In California arbitration, costs can add up quickly — but employees and consumers have legal protections that often limit what they're required to pay.
Arbitration costs in California range from a few hundred dollars for an employee or consumer to tens of thousands for a complex business dispute. The total depends on which provider administers the case, how long the process takes, and whether you’re an individual protected by California’s cost-shifting laws or a business splitting fees under a contract. For employees and consumers, California law caps out-of-pocket arbitration costs well below what the business or employer pays, and in some cases waives them entirely.
Every arbitration starts with a filing fee paid to the organization that administers the case. The two largest providers in California are JAMS and the American Arbitration Association (AAA), and each has its own fee schedule.

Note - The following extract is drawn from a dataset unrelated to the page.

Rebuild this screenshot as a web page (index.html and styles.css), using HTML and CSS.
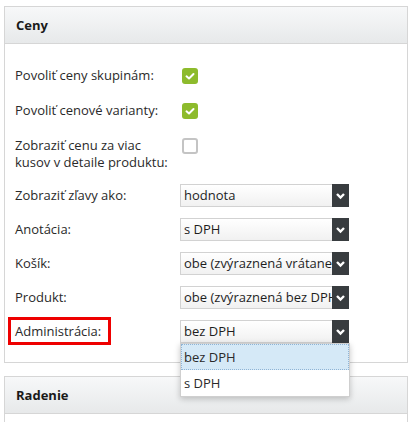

JAMS charges a $2,000 filing fee for a standard two-party case and $3,500 when three or more parties are involved. On top of that, JAMS adds a case management fee equal to 13% of all professional fees, covering scheduling, document coordination, and general administrative support throughout the proceeding.1JAMS. Arbitration Schedule of Fees and Costs
AAA’s commercial fee schedule is tiered by claim amount, with higher-value disputes carrying higher administrative fees. AAA publishes an online fee calculator that estimates costs based on the claim size and applicable rules.2AAA-ICDR. AAA-ICDR Arbitration Administrative Fee Calculator Both providers also charge for counterclaims, so if the other side files one, expect a second round of administrative fees.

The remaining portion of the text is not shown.